### WHAT YOU WILL DO
Without the images, write out the whole listing exactly.

### MATERIAL
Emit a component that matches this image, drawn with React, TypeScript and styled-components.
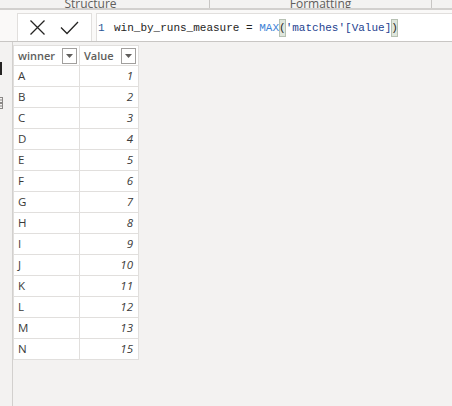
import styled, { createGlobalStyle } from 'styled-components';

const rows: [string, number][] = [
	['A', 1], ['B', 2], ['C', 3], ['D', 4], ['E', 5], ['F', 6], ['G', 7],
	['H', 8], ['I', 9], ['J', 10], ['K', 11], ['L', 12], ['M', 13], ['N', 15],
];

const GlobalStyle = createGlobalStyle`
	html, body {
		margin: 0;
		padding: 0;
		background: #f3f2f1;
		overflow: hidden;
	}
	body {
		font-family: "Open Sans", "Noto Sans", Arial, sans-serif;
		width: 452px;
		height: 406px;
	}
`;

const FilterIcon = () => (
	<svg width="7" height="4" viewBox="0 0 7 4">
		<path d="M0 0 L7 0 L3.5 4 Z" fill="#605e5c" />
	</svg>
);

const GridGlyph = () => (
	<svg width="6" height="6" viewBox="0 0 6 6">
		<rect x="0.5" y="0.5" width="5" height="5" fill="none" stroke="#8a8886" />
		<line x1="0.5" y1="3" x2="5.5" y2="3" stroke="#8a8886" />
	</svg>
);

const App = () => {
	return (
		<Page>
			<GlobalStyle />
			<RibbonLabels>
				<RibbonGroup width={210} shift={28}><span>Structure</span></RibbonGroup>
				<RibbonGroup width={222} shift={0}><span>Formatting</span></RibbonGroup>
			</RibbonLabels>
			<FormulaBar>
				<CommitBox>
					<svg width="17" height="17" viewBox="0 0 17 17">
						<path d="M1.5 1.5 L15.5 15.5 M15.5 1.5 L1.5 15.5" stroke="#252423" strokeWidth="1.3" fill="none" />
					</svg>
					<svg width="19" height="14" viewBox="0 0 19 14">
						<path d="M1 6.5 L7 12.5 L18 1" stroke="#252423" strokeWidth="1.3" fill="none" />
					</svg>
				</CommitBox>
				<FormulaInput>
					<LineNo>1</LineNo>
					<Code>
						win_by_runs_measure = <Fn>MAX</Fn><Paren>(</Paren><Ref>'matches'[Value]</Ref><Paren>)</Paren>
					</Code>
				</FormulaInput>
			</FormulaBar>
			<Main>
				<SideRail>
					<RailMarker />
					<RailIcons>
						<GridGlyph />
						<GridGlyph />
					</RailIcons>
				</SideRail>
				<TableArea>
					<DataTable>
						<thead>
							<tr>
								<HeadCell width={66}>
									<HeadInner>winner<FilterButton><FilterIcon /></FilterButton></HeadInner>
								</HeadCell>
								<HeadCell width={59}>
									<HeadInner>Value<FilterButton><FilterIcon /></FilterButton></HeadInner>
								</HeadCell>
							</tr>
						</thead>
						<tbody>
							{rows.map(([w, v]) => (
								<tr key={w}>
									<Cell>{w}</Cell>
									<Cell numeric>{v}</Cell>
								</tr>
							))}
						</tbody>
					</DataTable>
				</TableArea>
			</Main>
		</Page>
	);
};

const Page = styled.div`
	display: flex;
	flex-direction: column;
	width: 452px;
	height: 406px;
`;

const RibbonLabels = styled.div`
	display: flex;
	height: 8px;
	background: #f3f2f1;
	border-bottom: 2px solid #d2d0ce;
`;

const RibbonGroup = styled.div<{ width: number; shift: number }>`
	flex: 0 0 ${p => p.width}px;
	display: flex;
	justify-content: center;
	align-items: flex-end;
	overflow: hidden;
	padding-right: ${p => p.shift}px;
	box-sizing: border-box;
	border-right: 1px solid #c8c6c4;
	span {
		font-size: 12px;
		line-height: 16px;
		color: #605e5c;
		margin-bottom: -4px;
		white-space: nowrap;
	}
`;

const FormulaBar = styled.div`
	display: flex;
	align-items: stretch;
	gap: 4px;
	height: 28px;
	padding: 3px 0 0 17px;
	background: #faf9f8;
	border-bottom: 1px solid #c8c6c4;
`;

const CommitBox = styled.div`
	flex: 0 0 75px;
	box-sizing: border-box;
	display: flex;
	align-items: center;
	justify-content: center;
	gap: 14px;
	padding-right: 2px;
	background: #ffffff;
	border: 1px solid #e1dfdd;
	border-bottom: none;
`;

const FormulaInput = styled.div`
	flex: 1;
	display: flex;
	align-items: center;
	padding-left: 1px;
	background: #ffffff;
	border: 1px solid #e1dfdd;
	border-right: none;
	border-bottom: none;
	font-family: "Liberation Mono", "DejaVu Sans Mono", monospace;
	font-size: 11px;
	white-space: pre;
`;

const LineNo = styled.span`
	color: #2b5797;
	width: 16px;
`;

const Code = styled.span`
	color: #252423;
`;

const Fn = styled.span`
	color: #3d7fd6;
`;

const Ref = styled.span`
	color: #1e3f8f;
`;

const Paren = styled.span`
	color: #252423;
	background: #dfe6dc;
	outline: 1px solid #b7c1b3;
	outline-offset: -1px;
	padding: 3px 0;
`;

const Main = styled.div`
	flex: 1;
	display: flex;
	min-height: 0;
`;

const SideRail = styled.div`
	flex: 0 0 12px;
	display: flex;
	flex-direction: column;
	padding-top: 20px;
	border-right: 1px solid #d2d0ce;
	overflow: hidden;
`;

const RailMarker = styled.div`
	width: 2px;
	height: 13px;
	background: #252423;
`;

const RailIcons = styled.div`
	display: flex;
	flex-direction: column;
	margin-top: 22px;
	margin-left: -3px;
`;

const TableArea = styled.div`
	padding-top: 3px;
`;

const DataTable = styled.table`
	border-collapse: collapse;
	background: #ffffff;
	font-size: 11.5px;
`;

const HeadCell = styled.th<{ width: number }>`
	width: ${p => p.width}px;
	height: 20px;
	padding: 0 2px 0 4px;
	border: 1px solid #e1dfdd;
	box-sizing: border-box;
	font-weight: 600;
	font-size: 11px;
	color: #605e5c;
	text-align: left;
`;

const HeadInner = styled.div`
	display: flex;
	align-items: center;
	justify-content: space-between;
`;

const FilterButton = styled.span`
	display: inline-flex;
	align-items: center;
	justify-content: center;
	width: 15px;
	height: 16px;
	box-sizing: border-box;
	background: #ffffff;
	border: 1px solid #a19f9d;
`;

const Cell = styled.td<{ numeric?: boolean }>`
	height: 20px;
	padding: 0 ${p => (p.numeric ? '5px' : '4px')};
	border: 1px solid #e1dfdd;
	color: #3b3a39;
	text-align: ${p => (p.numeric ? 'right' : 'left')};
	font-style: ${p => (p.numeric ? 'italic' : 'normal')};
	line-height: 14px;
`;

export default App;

### FULL SOLUTION
Emit a component that matches this image, drawn with React, TypeScript and styled-components.
import styled, { createGlobalStyle } from 'styled-components';

const rows: [string, number][] = [
	['A', 1], ['B', 2], ['C', 3], ['D', 4], ['E', 5], ['F', 6], ['G', 7],
	['H', 8], ['I', 9], ['J', 10], ['K', 11], ['L', 12], ['M', 13], ['N', 15],
];

const GlobalStyle = createGlobalStyle`
	html, body {
		margin: 0;
		padding: 0;
		background: #f3f2f1;
		overflow: hidden;
	}
	body {
		font-family: "Open Sans", "Noto Sans", Arial, sans-serif;
		width: 452px;
		height: 406px;
	}
`;

const FilterIcon = () => (
	<svg width="7" height="4" viewBox="0 0 7 4">
		<path d="M0 0 L7 0 L3.5 4 Z" fill="#605e5c" />
	</svg>
);

const GridGlyph = () => (
	<svg width="6" height="6" viewBox="0 0 6 6">
		<rect x="0.5" y="0.5" width="5" height="5" fill="none" stroke="#8a8886" />
		<line x1="0.5" y1="3" x2="5.5" y2="3" stroke="#8a8886" />
	</svg>
);

const App = () => {
	return (
		<Page>
			<GlobalStyle />
			<RibbonLabels>
				<RibbonGroup width={210} shift={28}><span>Structure</span></RibbonGroup>
				<RibbonGroup width={222} shift={0}><span>Formatting</span></RibbonGroup>
			</RibbonLabels>
			<FormulaBar>
				<CommitBox>
					<svg width="17" height="17" viewBox="0 0 17 17">
						<path d="M1.5 1.5 L15.5 15.5 M15.5 1.5 L1.5 15.5" stroke="#252423" strokeWidth="1.3" fill="none" />
					</svg>
					<svg width="19" height="14" viewBox="0 0 19 14">
						<path d="M1 6.5 L7 12.5 L18 1" stroke="#252423" strokeWidth="1.3" fill="none" />
					</svg>
				</CommitBox>
				<FormulaInput>
					<LineNo>1</LineNo>
					<Code>
						win_by_runs_measure = <Fn>MAX</Fn><Paren>(</Paren><Ref>'matches'[Value]</Ref><Paren>)</Paren>
					</Code>
				</FormulaInput>
			</FormulaBar>
			<Main>
				<SideRail>
					<RailMarker />
					<RailIcons>
						<GridGlyph />
						<GridGlyph />
					</RailIcons>
				</SideRail>
				<TableArea>
					<DataTable>
						<thead>
							<tr>
								<HeadCell width={66}>
									<HeadInner>winner<FilterButton><FilterIcon /></FilterButton></HeadInner>
								</HeadCell>
								<HeadCell width={59}>
									<HeadInner>Value<FilterButton><FilterIcon /></FilterButton></HeadInner>
								</HeadCell>
							</tr>
						</thead>
						<tbody>
							{rows.map(([w, v]) => (
								<tr key={w}>
									<Cell>{w}</Cell>
									<Cell numeric>{v}</Cell>
								</tr>
							))}
						</tbody>
					</DataTable>
				</TableArea>
			</Main>
		</Page>
	);
};

const Page = styled.div`
	display: flex;
	flex-direction: column;
	width: 452px;
	height: 406px;
`;

const RibbonLabels = styled.div`
	display: flex;
	height: 8px;
	background: #f3f2f1;
	border-bottom: 2px solid #d2d0ce;
`;

const RibbonGroup = styled.div<{ width: number; shift: number }>`
	flex: 0 0 ${p => p.width}px;
	display: flex;
	justify-content: center;
	align-items: flex-end;
	overflow: hidden;
	padding-right: ${p => p.shift}px;
	box-sizing: border-box;
	border-right: 1px solid #c8c6c4;
	span {
		font-size: 12px;
		line-height: 16px;
		color: #605e5c;
		margin-bottom: -4px;
		white-space: nowrap;
	}
`;

const FormulaBar = styled.div`
	display: flex;
	align-items: stretch;
	gap: 4px;
	height: 28px;
	padding: 3px 0 0 17px;
	background: #faf9f8;
	border-bottom: 1px solid #c8c6c4;
`;

const CommitBox = styled.div`
	flex: 0 0 75px;
	box-sizing: border-box;
	display: flex;
	align-items: center;
	justify-content: center;
	gap: 14px;
	padding-right: 2px;
	background: #ffffff;
	border: 1px solid #e1dfdd;
	border-bottom: none;
`;

const FormulaInput = styled.div`
	flex: 1;
	display: flex;
	align-items: center;
	padding-left: 1px;
	background: #ffffff;
	border: 1px solid #e1dfdd;
	border-right: none;
	border-bottom: none;
	font-family: "Liberation Mono", "DejaVu Sans Mono", monospace;
	font-size: 11px;
	white-space: pre;
`;

const LineNo = styled.span`
	color: #2b5797;
	width: 16px;
`;

const Code = styled.span`
	color: #252423;
`;

const Fn = styled.span`
	color: #3d7fd6;
`;

const Ref = styled.span`
	color: #1e3f8f;
`;

const Paren = styled.span`
	color: #252423;
	background: #dfe6dc;
	outline: 1px solid #b7c1b3;
	outline-offset: -1px;
	padding: 3px 0;
`;

const Main = styled.div`
	flex: 1;
	display: flex;
	min-height: 0;
`;

const SideRail = styled.div`
	flex: 0 0 12px;
	display: flex;
	flex-direction: column;
	padding-top: 20px;
	border-right: 1px solid #d2d0ce;
	overflow: hidden;
`;

const RailMarker = styled.div`
	width: 2px;
	height: 13px;
	background: #252423;
`;

const RailIcons = styled.div`
	display: flex;
	flex-direction: column;
	margin-top: 22px;
	margin-left: -3px;
`;

const TableArea = styled.div`
	padding-top: 3px;
`;

const DataTable = styled.table`
	border-collapse: collapse;
	background: #ffffff;
	font-size: 11.5px;
`;

const HeadCell = styled.th<{ width: number }>`
	width: ${p => p.width}px;
	height: 20px;
	padding: 0 2px 0 4px;
	border: 1px solid #e1dfdd;
	box-sizing: border-box;
	font-weight: 600;
	font-size: 11px;
	color: #605e5c;
	text-align: left;
`;

const HeadInner = styled.div`
	display: flex;
	align-items: center;
	justify-content: space-between;
`;

const FilterButton = styled.span`
	display: inline-flex;
	align-items: center;
	justify-content: center;
	width: 15px;
	height: 16px;
	box-sizing: border-box;
	background: #ffffff;
	border: 1px solid #a19f9d;
`;

const Cell = styled.td<{ numeric?: boolean }>`
	height: 20px;
	padding: 0 ${p => (p.numeric ? '5px' : '4px')};
	border: 1px solid #e1dfdd;
	color: #3b3a39;
	text-align: ${p => (p.numeric ? 'right' : 'left')};
	font-style: ${p => (p.numeric ? 'italic' : 'normal')};
	line-height: 14px;
`;

export default App;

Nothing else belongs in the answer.